S Corporation Revocation Tax Planning Under IRC Section 1362
Revoking S corporation status involves shareholder consent, income allocation choices, and tax traps that can follow you into re-election.
Revoking S corporation status involves shareholder consent, income allocation choices, and tax traps that can follow you into re-election.
Revoking S corporation status under IRC Section 1362 converts a pass-through entity into a C corporation, shifting income taxation from the shareholders to the entity itself at the flat 21% federal corporate rate. The revocation is straightforward on paper — a signed statement mailed to the IRS — but the tax consequences ripple through income allocation, accounting methods, distribution planning, and shareholder-level deductions for years afterward. Getting the mechanics right on the front end prevents the kind of problems that cost thousands to fix after the fact.
A voluntary revocation requires the consent of shareholders holding more than half of all issued and outstanding shares — including non-voting stock.1Office of the Law Revision Counsel. 26 USC 1362 – Election; Revocation; Termination This trips up corporations that assume only voting shareholders matter. A shareholder who holds 40% of all shares in non-voting stock absolutely counts toward — or against — the majority calculation.

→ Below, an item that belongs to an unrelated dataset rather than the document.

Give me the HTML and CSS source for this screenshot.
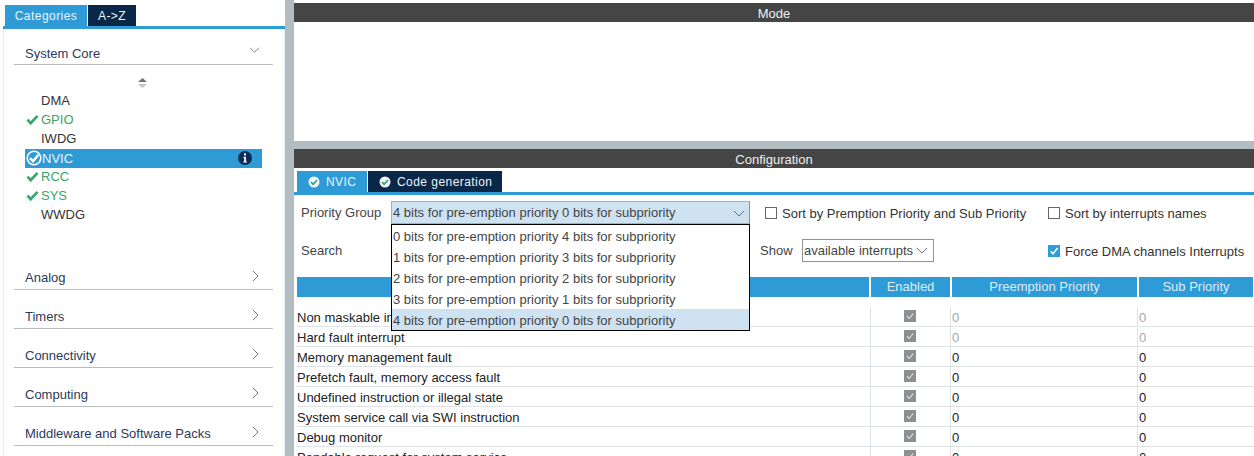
FILE: index.html
```html
<!DOCTYPE html>
<html lang="en">
<head>
<meta charset="utf-8">
<title>NVIC Configuration</title>
<link rel="stylesheet" href="styles.css">
</head>
<body>
<svg class="defs" width="0" height="0" aria-hidden="true">
  <symbol id="tick" viewBox="0 0 14 12"><path d="M1.5 6.2 5 10 12.5 2" fill="none" stroke="#3aa66d" stroke-width="3"/></symbol>
  <symbol id="down" viewBox="0 0 14 8"><path d="M1 1l6 6 6-6" fill="none" stroke="#666" stroke-width="1.1"/></symbol>
  <symbol id="right" viewBox="0 0 8 14"><path d="M1 1l6 6-6 6" fill="none" stroke="#666" stroke-width="1.1"/></symbol>
  <symbol id="ok" viewBox="0 0 12 12"><circle cx="6" cy="6" r="5.5" fill="#fff" opacity=".95"/><path d="M3 6.2 5.2 8.3 9 4" fill="none" stroke="#2ea37a" stroke-width="1.7"/></symbol>
  <symbol id="box" viewBox="0 0 12 12"><rect width="12" height="12" fill="#8c9092"/><path d="M3 6.2 5.2 8.5 9.2 3.5" fill="none" stroke="#e4e6e7" stroke-width="1.1"/></symbol>
</svg>
<div class="app">
  <aside class="side">
    <div class="tabs side-tabs">
      <span class="tab tab-on cat-tab">Categories</span>
      <span class="tab tab-off az-tab">A-&gt;Z</span>
    </div>
    <div class="side-body">
      <div class="group core">
        <span>System Core</span>
        <svg class="chev-d"><use href="#down"/></svg>
      </div>
      <svg class="sorter" viewBox="0 0 9 10"><path d="M4.5 0 9 4H0z" fill="#6f7477"/><path d="M4.5 10 9 6H0z" fill="#c3c7c9"/></svg>
      <ul class="items">
        <li class="item">DMA</li>
        <li class="item on"><svg class="tick"><use href="#tick"/></svg>GPIO</li>
        <li class="item">IWDG</li>
        <li class="item sel">
          <svg class="sel-ok" viewBox="0 0 16 16"><circle cx="8" cy="8" r="6.8" fill="none" stroke="#fff" stroke-width="1.6"/><path d="M4 8.2 7 11.2 12.5 4.8" fill="none" stroke="#fff" stroke-width="2.4"/></svg>
          <span>NVIC</span>
          <svg class="info" viewBox="0 0 14 14"><circle cx="7" cy="7" r="7" fill="#0b2c55"/><rect x="6" y="2.4" width="2" height="2" fill="#fff"/><path d="M5.4 5.8H8v4.6h1v1H5.2v-1h1V6.8h-.8z" fill="#fff"/></svg>
        </li>
        <li class="item on"><svg class="tick"><use href="#tick"/></svg>RCC</li>
        <li class="item on"><svg class="tick"><use href="#tick"/></svg>SYS</li>
        <li class="item">WWDG</li>
      </ul>
      <div class="groups">
        <div class="group"><span>Analog</span><svg class="chev-r"><use href="#right"/></svg></div>
        <div class="group"><span>Timers</span><svg class="chev-r"><use href="#right"/></svg></div>
        <div class="group"><span>Connectivity</span><svg class="chev-r"><use href="#right"/></svg></div>
        <div class="group"><span>Computing</span><svg class="chev-r"><use href="#right"/></svg></div>
        <div class="group"><span>Middleware and Software Packs</span><svg class="chev-r"><use href="#right"/></svg></div>
      </div>
    </div>
  </aside>
  <main class="main">
    <div class="bar">Mode</div>
    <div class="mode-body"></div>
    <div class="bar">Configuration</div>
    <div class="tabs conf-tabs">
      <span class="tab tab-on nvic-tab"><svg class="ok"><use href="#ok"/></svg>NVIC</span>
      <span class="tab tab-off code-tab"><svg class="ok"><use href="#ok"/></svg>Code generation</span>
    </div>
    <div class="conf">
      <div class="row-one">
        <label class="lbl pg-lbl">Priority Group</label>
        <div class="select">
          <span>4 bits for pre-emption priority 0 bits for subpriority</span>
          <svg class="chev-s"><use href="#down"/></svg>
        </div>
        <span class="check c-a"><i class="cb"></i>Sort by Premption Priority and Sub Priority</span>
        <span class="check c-b"><i class="cb"></i>Sort by interrupts names</span>
      </div>
      <div class="row-two">
        <label class="lbl search-lbl">Search</label>
        <label class="lbl show-lbl">Show</label>
        <div class="mini-select"><span>available interrupts</span><svg class="chev-m"><use href="#down"/></svg></div>
        <span class="check c-c"><svg class="cb-on" viewBox="0 0 12 12"><rect width="12" height="12" fill="#2f9dd6"/><path d="M2.6 6.2 5 8.8 9.6 3" fill="none" stroke="#fff" stroke-width="1.6"/></svg>Force DMA channels Interrupts</span>
      </div>
      <div class="options">
        <div class="opt">0 bits for pre-emption priority 4 bits for subpriority</div>
        <div class="opt">1 bits for pre-emption priority 3 bits for subpriority</div>
        <div class="opt">2 bits for pre-emption priority 2 bits for subpriority</div>
        <div class="opt">3 bits for pre-emption priority 1 bits for subpriority</div>
        <div class="opt opt-on">4 bits for pre-emption priority 0 bits for subpriority</div>
      </div>
      <div class="thead">
        <div></div><div>Enabled</div><div>Preemption Priority</div><div>Sub Priority</div>
      </div>
      <div class="tbody">
        <div class="tr off"><div>Non maskable interrupt</div><div class="en"><svg class="box"><use href="#box"/></svg></div><div>0</div><div>0</div></div>
        <div class="tr off"><div>Hard fault interrupt</div><div class="en"><svg class="box"><use href="#box"/></svg></div><div>0</div><div>0</div></div>
        <div class="tr"><div>Memory management fault</div><div class="en"><svg class="box"><use href="#box"/></svg></div><div>0</div><div>0</div></div>
        <div class="tr"><div>Prefetch fault, memory access fault</div><div class="en"><svg class="box"><use href="#box"/></svg></div><div>0</div><div>0</div></div>
        <div class="tr"><div>Undefined instruction or illegal state</div><div class="en"><svg class="box"><use href="#box"/></svg></div><div>0</div><div>0</div></div>
        <div class="tr"><div>System service call via SWI instruction</div><div class="en"><svg class="box"><use href="#box"/></svg></div><div>0</div><div>0</div></div>
        <div class="tr"><div>Debug monitor</div><div class="en"><svg class="box"><use href="#box"/></svg></div><div>0</div><div>0</div></div>
        <div class="tr"><div>Pendable request for system service</div><div class="en"><svg class="box"><use href="#box"/></svg></div><div>0</div><div>0</div></div>
      </div>
    </div>
  </main>
</div>
</body>
</html>
```
FILE: styles.css
```css
* { box-sizing: border-box; }
html, body { margin: 0; height: 456px; overflow: hidden; background: #fff; }
body { font: 13px/1 "Liberation Sans", Arial, sans-serif; color: #333; }
.defs { position: absolute; }
ul { list-style: none; margin: 0; padding: 0; }
.app { display: flex; height: 456px; }
.side { width: 285px; flex: none; padding: 5px 0 0 3px; background: #fff; }
.main { flex: 1; min-width: 0; border-left: 9px solid #b2bdc1; padding-top: 3px; background: #fff; }
.tabs { display: flex; border-bottom: 3px solid #2f9bd6; align-items: flex-end; }
.side-tabs { height: 24px; gap: 1px; padding-left: 2px; }
.tab { display: flex; align-items: center; height: 21px; color: #eaf4fa; font-size: 12px; letter-spacing: .45px; }
.tab-on { background: #2f9bd6; }
.tab-off { background: #0a2748; }
.cat-tab { width: 82px; justify-content: center; }
.az-tab { width: 48px; justify-content: center; }
.side-body { height: 427px; border-left: 1px solid #e9eeef; border-right: 1px solid #e9eeef; padding: 15px 11px 0 10px; }
.group { position: relative; height: 39px; border-bottom: 1px solid #b9bdc0; display: flex; align-items: flex-end; padding: 0 0 5px 11px; color: #2b3a5a; }
.group.core { height: 21px; padding-bottom: 4px; }
.chev-d { position: absolute; right: 13px; top: 3px; width: 11px; height: 6px; }
.chev-r { position: absolute; right: 14px; top: 19px; width: 7px; height: 12px; }
.sorter { display: block; width: 9px; height: 10px; margin: 13px 0 0 124px; }
.items { margin: 4px 0 0 11px; width: 237px; }
.item { height: 19px; line-height: 18px; padding-left: 16px; position: relative; }
.item.on { color: #3ca36c; }
.item.sel { background: #2f9bd6; color: #eaf4fa; display: flex; align-items: center; padding-left: 17px; }
.tick { position: absolute; left: 1px; top: 3px; width: 13px; height: 11px; }
.sel-ok { position: absolute; left: 1px; top: 1px; width: 16px; height: 16px; }
.info { position: absolute; right: 10px; top: 2px; width: 14px; height: 14px; }
.groups { margin-top: 26px; }
.bar { height: 19px; background: #454545; color: #eee; text-align: center; line-height: 21px; }
.mode-body { height: 127px; border-bottom: 8px solid #b2bdc1; }
.conf-tabs { height: 27px; padding-left: 3px; gap: 1px; }
.conf-tabs .tab { height: 21px; }
.nvic-tab { width: 70px; padding-left: 11px; }
.code-tab { width: 134px; padding-left: 11px; }
.ok { width: 12px; height: 12px; margin-right: 6px; }
.conf { position: relative; padding-left: 3px; }
.row-one { position: relative; height: 29px; }
.row-two { position: relative; height: 53px; }
.lbl { position: absolute; color: #444; line-height: 14px; }
.pg-lbl { left: 4px; top: 11px; }
.search-lbl { left: 4px; top: 20px; }
.show-lbl { left: 463px; top: 20px; }
.select { position: absolute; left: 94px; top: 6px; width: 359px; height: 23px; background: #cfe2f2; border: 1px solid #a9adb0; border-right-color: #8d9194; display: flex; align-items: center; padding-left: 1px; color: #444; }
.chev-s { position: absolute; right: 4px; top: 8px; width: 12px; height: 7px; }
.chev-m { position: absolute; right: 5px; top: 7px; width: 12px; height: 7px; }
.check { position: absolute; display: flex; align-items: center; gap: 5px; color: #333; height: 14px; }
.cb { display: block; width: 12px; height: 12px; border: 1px solid #666; }
.cb-on { width: 12px; height: 12px; }
.c-a { left: 468px; top: 11px; }
.c-b { left: 751px; top: 11px; }
.c-c { left: 751px; top: 20px; }
.mini-select { position: absolute; left: 505px; top: 15px; width: 132px; height: 23px; border: 1px solid #8f9396; padding: 4px 0 0 1px; color: #444; }
.options { position: absolute; left: 97px; top: 29px; width: 359px; height: 107px; background: #fff; border: 1px solid #000; z-index: 5; color: #444; }
.opt { height: 21px; line-height: 23px; padding-left: 1px; }
.opt-on { background: #cfe2f2; }
.thead { display: grid; grid-template-columns: 572px 79px 185px 114px; gap: 0 2px; height: 19px; }
.thead > div { background: #2f9bd6; color: #dcedf7; text-align: center; line-height: 20px; }
.tbody { margin-top: 11px; }
.tr { display: grid; grid-template-columns: 573px 80px 187px 116px; height: 20px; border-bottom: 1px solid #dde3e6; line-height: 21px; color: #222; }
.tr > div + div { border-left: 1px solid #dde3e6; padding-left: 1px; }
.tr.off > div + div + div { color: #a4a8aa; }
.en { display: flex; justify-content: center; padding: 3px 2px 0 0; }
.box { width: 12px; height: 12px; }
```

The practical step is pulling the corporate stock ledger and tallying every share held by every person or entity. Each consenting shareholder must sign a written statement that includes their name, address, taxpayer identification number, the number of shares they own, and the dates those shares were acquired.2eCFR. 26 CFR 1.1362-6 – Elections and Consents The consent must be signed under penalties of perjury.
In community property states, both spouses must consent even if only one appears on the stock ledger. The regulations treat each person with a community interest in the stock or its income as a separate consenting party.3Internal Revenue Service. Revenue Procedure 2004-35 Missing a spousal consent in a community property state is one of the most common reasons revocations (and elections) are found invalid, so verify this before filing.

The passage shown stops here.